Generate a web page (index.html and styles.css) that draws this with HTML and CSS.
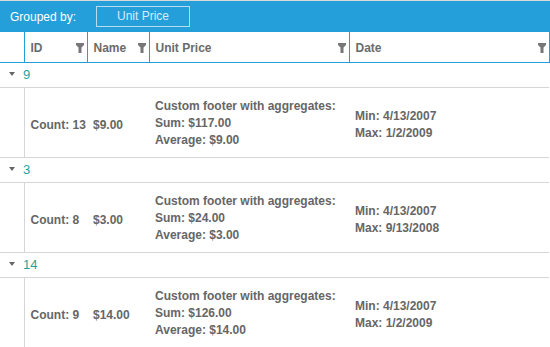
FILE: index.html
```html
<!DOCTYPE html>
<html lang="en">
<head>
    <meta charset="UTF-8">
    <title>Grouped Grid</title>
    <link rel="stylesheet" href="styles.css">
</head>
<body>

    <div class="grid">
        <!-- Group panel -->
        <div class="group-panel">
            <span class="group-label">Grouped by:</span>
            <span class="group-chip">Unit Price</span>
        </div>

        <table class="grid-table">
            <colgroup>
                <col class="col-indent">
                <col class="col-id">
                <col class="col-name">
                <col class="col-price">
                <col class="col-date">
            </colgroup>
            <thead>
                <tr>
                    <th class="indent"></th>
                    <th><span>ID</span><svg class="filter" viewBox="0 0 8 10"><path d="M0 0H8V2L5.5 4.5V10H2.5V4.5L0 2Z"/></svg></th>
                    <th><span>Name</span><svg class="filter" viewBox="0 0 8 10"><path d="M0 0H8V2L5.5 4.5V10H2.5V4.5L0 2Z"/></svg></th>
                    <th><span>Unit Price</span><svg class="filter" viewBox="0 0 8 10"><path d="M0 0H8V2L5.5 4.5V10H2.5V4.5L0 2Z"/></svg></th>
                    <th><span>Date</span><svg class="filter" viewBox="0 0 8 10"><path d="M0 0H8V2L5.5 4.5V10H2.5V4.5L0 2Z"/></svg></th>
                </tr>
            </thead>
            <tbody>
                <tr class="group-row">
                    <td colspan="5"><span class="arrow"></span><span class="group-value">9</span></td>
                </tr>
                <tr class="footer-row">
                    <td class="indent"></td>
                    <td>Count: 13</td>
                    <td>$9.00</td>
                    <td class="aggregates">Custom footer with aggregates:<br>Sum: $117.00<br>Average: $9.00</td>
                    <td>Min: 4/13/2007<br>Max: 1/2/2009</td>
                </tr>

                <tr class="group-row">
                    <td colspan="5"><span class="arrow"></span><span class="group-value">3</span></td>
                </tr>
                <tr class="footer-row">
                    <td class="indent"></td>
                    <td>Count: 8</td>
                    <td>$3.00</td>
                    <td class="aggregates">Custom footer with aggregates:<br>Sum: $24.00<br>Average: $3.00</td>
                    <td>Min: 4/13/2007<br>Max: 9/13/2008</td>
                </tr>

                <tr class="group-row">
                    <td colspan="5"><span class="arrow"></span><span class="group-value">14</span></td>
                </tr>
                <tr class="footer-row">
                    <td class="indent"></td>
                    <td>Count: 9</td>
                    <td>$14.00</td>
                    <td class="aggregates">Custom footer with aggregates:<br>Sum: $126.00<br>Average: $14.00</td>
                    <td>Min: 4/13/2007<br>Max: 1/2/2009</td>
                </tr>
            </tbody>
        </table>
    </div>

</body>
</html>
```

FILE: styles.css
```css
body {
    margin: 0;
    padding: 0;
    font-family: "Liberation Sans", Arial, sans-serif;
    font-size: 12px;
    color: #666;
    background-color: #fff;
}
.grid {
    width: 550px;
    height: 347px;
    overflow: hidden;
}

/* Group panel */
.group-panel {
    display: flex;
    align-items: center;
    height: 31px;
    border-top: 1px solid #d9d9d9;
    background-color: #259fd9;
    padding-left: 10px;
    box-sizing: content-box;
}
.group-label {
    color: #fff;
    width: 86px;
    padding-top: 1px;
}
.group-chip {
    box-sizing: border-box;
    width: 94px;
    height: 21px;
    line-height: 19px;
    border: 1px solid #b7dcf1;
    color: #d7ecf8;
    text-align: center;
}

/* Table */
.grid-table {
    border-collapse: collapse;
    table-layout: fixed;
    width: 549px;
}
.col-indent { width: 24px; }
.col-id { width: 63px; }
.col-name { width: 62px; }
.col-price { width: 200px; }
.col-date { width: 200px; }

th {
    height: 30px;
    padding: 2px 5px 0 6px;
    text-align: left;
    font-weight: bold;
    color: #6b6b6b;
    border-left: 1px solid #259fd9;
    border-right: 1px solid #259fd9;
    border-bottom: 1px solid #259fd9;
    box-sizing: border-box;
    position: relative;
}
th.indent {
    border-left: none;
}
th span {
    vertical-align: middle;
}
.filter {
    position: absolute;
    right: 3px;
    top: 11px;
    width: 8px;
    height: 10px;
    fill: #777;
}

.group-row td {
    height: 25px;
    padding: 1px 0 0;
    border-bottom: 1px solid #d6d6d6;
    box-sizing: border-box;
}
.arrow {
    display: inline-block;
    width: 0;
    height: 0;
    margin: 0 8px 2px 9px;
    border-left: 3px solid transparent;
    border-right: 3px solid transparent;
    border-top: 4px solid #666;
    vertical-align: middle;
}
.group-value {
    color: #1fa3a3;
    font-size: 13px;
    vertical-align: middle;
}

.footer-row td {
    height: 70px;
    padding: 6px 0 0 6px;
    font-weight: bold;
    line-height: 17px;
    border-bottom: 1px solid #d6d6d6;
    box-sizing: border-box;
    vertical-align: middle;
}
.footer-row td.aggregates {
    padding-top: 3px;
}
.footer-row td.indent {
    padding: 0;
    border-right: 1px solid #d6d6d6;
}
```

┄┄┄┄┄┄┄┄┄┄

Locate each line containing the string "styles" and show it.

_Final result:_
Generate a web page (index.html and styles.css) that draws this with HTML and CSS.
    <link rel="stylesheet" href="styles.css">
FILE: styles.css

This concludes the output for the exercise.